Given request:
Copy out each line containing "full" from the entries below.

Recorded information:
---------------
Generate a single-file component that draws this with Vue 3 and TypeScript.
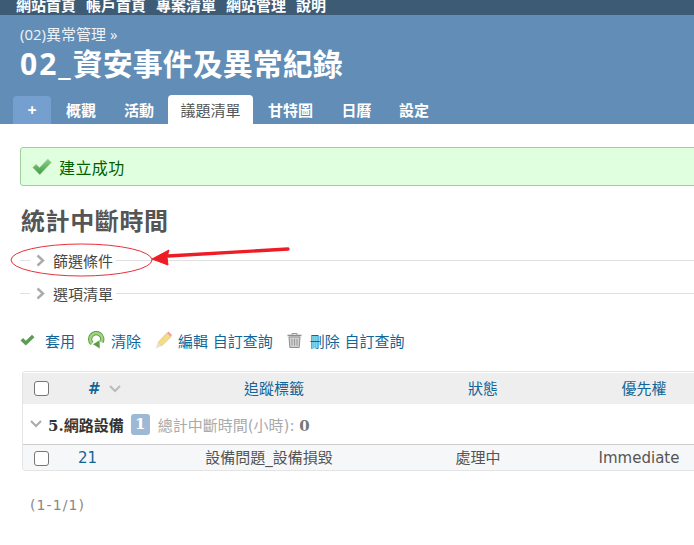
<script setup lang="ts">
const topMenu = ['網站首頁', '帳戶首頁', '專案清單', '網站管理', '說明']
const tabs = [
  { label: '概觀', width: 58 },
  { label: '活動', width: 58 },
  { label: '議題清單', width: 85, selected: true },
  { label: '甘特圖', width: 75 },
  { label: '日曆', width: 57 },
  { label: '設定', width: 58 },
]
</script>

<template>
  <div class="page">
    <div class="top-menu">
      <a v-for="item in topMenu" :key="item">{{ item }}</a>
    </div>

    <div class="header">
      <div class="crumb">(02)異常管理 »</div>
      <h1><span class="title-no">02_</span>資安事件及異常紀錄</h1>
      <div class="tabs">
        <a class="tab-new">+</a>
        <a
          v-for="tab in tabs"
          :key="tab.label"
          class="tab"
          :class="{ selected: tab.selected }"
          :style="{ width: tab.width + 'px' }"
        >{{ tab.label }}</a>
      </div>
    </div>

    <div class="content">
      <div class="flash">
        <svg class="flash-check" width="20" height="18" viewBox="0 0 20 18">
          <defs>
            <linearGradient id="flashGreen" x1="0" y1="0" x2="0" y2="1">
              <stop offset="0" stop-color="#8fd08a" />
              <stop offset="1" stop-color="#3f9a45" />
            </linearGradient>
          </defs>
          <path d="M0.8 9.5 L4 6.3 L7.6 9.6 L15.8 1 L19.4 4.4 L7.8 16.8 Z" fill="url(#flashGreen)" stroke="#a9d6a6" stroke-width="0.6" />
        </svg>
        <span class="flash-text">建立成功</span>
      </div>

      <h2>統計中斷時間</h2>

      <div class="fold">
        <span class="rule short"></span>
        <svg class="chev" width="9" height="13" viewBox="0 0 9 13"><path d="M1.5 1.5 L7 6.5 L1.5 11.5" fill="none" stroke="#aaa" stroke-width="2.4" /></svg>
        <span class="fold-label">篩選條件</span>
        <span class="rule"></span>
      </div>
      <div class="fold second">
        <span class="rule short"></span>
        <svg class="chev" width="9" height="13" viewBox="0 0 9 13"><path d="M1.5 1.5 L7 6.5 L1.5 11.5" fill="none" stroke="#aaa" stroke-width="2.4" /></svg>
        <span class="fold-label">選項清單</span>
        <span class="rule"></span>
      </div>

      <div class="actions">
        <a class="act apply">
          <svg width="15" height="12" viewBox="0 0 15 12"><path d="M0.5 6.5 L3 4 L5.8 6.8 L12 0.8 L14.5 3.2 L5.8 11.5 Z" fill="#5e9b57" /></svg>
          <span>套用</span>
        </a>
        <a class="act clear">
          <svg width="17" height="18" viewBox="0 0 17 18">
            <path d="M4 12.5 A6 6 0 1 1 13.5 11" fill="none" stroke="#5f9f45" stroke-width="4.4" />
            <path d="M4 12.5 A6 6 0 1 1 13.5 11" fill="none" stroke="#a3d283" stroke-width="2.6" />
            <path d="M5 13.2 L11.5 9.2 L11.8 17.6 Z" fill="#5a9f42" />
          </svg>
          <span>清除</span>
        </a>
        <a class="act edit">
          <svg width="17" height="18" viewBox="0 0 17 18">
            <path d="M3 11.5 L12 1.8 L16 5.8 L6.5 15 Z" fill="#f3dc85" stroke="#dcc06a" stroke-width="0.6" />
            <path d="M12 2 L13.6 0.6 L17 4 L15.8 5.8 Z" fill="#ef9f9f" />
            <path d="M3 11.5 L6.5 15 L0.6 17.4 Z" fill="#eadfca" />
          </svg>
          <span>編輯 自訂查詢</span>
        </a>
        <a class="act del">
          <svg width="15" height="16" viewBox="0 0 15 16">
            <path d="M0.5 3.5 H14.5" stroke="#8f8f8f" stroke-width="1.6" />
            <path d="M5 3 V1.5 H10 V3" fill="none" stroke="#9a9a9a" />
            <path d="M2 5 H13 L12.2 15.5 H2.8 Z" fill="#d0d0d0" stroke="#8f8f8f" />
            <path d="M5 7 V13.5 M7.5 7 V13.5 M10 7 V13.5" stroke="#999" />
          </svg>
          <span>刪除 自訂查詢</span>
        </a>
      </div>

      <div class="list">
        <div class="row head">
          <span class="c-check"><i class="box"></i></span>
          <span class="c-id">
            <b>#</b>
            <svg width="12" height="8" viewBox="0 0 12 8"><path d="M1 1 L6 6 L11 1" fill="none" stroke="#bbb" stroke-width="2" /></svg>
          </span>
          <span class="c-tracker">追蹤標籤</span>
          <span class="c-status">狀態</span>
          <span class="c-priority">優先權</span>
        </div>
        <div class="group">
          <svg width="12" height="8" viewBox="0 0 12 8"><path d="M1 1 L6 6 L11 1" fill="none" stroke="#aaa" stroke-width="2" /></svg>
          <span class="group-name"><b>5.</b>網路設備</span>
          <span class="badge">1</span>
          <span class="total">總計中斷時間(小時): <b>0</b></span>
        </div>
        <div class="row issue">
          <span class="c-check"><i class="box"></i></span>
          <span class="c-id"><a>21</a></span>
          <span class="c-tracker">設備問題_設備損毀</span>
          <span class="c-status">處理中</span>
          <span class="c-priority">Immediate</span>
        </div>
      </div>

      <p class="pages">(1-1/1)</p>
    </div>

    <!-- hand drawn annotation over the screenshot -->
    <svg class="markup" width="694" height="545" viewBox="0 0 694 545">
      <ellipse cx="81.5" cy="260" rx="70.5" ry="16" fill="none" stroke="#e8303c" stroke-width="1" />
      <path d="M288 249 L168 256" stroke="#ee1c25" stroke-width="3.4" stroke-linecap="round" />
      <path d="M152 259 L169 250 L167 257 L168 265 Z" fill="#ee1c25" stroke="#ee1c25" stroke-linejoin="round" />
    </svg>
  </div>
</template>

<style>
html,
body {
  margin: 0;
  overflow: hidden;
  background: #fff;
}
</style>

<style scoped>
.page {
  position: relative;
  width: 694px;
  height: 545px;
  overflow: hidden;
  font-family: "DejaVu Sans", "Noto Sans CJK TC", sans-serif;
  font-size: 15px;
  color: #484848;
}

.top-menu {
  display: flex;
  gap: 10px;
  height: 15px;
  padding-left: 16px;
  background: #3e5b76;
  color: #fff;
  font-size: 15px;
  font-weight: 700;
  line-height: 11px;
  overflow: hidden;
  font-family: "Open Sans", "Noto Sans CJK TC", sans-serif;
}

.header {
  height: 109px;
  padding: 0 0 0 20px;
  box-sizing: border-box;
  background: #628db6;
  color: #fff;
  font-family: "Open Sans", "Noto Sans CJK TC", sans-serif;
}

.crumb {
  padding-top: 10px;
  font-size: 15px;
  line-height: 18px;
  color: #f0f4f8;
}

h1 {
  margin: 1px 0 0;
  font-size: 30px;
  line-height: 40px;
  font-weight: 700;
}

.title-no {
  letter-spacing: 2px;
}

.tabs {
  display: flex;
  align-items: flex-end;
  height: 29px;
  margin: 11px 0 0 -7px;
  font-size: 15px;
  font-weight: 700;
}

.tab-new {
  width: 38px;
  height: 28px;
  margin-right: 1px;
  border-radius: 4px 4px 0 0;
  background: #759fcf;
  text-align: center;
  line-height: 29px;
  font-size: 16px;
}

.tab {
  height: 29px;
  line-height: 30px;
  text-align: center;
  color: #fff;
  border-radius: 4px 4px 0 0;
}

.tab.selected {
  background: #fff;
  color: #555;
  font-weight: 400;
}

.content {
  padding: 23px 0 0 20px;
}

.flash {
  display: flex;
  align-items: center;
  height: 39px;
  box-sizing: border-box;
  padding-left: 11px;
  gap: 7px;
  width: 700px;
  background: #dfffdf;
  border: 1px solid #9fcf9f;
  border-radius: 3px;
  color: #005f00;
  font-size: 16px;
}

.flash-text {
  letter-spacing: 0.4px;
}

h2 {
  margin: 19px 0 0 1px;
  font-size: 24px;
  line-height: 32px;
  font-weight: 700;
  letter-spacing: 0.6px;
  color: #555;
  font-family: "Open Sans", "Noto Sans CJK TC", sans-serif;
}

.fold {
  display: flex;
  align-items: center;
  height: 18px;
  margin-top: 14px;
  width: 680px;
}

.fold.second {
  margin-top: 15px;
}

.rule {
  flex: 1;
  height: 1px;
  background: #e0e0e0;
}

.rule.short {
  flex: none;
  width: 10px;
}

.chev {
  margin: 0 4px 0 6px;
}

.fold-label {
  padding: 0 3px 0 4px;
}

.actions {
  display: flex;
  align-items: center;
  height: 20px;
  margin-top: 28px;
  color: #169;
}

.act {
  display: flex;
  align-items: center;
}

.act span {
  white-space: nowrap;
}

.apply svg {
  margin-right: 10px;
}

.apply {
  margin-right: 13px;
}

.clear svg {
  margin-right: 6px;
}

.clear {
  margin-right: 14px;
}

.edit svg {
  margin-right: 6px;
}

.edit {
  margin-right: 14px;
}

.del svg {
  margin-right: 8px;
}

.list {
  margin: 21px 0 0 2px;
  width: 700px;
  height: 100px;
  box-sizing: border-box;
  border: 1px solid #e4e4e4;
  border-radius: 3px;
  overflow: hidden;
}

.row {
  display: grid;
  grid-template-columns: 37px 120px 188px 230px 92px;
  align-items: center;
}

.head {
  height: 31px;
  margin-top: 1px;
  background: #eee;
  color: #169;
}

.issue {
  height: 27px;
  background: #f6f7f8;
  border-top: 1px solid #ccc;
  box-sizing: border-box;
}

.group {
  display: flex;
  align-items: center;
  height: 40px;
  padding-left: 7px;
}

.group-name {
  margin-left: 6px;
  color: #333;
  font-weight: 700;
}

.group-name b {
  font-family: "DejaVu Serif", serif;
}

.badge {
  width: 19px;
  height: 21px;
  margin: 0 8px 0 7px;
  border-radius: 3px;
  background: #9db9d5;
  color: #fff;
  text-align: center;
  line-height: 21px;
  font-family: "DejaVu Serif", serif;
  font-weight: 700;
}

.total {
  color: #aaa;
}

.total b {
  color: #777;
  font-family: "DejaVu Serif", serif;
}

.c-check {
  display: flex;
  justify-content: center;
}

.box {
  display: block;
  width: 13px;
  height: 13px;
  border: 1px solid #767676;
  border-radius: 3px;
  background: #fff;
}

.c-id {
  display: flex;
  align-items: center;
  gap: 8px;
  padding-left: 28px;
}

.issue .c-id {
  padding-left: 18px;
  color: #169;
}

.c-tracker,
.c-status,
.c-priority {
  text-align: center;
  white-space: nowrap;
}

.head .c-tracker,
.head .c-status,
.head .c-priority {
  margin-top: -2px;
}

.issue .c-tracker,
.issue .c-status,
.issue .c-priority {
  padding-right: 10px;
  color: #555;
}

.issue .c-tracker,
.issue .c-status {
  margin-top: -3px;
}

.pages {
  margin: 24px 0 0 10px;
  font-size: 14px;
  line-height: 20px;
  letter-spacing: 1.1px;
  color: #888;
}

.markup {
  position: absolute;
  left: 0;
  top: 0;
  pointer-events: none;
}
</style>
---------------
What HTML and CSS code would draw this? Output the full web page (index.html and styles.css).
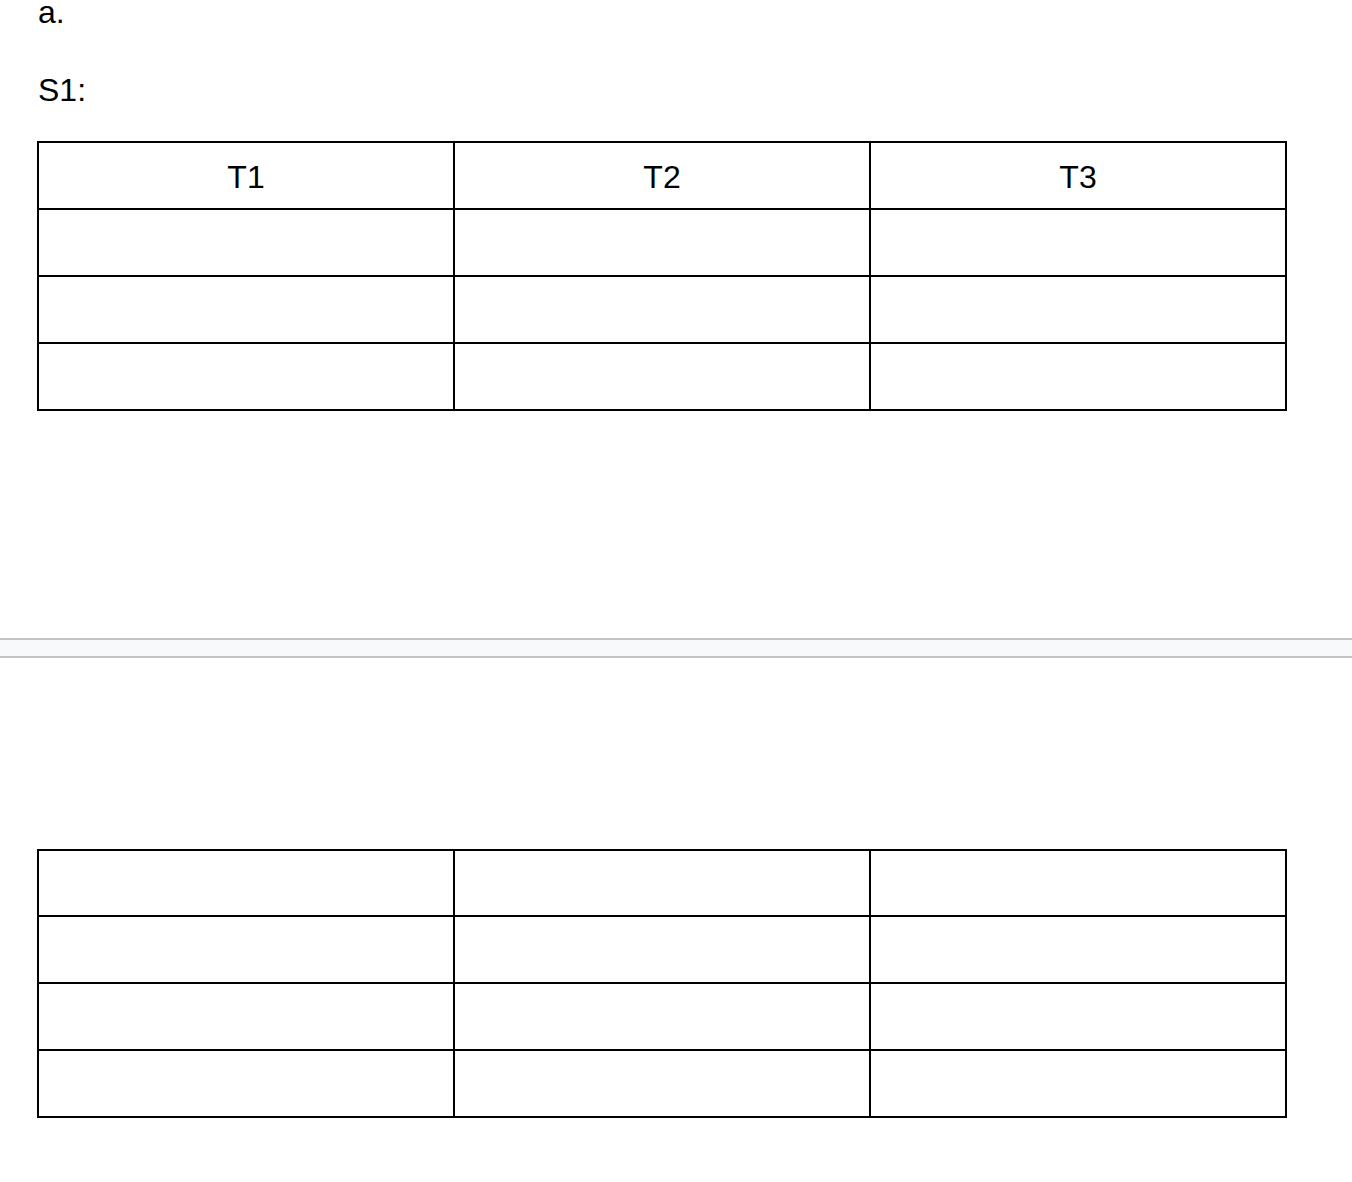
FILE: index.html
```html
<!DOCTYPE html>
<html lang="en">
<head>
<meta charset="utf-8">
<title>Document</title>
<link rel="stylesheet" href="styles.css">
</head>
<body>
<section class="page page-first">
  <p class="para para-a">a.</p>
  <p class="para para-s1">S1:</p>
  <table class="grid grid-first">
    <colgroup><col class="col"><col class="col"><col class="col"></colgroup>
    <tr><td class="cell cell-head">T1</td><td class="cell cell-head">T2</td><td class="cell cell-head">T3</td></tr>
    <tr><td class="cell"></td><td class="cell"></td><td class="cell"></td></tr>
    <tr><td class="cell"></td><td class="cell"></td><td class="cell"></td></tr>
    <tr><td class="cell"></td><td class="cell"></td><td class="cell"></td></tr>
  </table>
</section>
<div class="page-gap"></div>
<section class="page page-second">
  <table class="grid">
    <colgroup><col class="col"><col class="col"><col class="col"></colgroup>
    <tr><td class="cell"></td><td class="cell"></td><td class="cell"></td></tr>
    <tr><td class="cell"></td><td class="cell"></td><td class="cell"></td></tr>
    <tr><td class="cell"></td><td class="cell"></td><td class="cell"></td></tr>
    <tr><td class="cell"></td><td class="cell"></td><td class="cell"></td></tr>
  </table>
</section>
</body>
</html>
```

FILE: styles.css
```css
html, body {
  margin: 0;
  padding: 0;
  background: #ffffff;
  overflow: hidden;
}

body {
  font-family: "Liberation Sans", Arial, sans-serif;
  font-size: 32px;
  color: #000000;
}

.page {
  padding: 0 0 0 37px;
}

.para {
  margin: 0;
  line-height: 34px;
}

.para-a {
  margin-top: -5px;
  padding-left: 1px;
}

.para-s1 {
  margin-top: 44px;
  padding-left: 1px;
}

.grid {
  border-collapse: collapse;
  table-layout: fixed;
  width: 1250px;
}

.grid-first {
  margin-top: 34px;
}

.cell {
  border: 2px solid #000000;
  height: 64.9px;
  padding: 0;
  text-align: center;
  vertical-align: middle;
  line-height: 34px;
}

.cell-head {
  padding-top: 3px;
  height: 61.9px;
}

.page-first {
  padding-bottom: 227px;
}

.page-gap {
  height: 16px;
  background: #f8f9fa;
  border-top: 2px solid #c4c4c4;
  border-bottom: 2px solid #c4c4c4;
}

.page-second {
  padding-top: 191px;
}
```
---------------
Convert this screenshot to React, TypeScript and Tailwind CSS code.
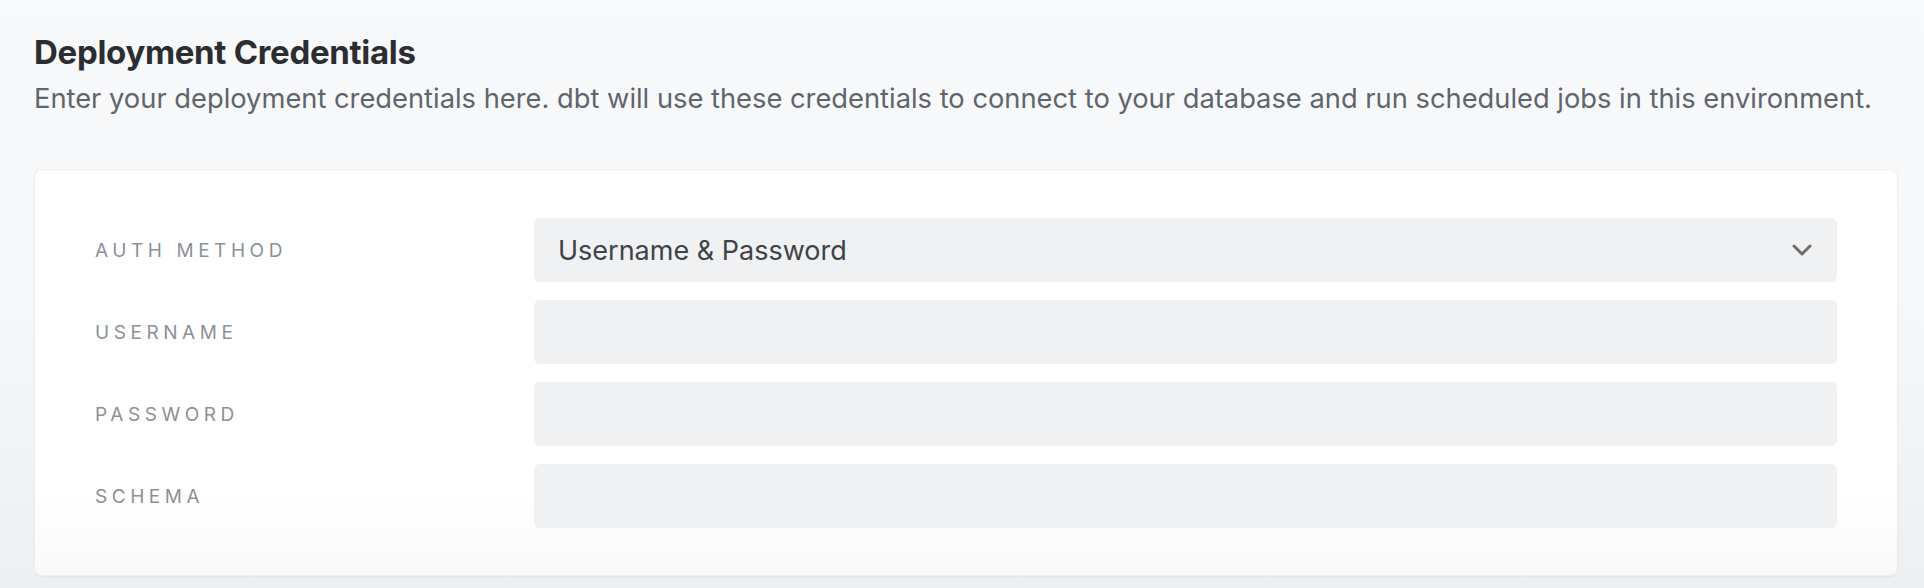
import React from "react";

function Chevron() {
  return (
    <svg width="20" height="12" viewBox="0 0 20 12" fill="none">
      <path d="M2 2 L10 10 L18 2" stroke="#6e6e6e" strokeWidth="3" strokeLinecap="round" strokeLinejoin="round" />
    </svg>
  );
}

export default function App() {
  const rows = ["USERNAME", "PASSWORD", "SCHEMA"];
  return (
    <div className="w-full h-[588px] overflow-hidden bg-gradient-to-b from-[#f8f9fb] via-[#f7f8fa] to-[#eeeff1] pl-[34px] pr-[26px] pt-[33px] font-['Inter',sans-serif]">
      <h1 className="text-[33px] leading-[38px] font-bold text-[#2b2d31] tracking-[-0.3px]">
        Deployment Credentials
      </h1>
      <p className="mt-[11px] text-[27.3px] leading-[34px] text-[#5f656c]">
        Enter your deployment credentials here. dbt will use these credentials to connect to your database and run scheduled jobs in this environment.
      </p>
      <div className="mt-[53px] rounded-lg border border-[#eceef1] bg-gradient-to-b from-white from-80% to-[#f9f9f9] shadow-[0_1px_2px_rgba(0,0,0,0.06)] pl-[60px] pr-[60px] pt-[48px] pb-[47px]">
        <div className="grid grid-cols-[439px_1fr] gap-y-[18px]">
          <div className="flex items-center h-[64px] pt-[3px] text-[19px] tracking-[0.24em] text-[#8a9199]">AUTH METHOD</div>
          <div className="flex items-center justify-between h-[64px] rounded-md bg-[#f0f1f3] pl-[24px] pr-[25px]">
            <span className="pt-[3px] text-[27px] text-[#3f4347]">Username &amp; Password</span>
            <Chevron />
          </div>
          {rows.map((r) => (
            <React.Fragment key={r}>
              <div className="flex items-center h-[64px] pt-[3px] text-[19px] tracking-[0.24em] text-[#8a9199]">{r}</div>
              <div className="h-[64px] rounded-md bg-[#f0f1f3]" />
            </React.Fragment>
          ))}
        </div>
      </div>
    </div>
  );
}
---------------
Result:
What HTML and CSS code would draw this? Output the full web page (index.html and styles.css).
    <div className="w-full h-[588px] overflow-hidden bg-gradient-to-b from-[#f8f9fb] via-[#f7f8fa] to-[#eeeff1] pl-[34px] pr-[26px] pt-[33px] font-['Inter',sans-serif]">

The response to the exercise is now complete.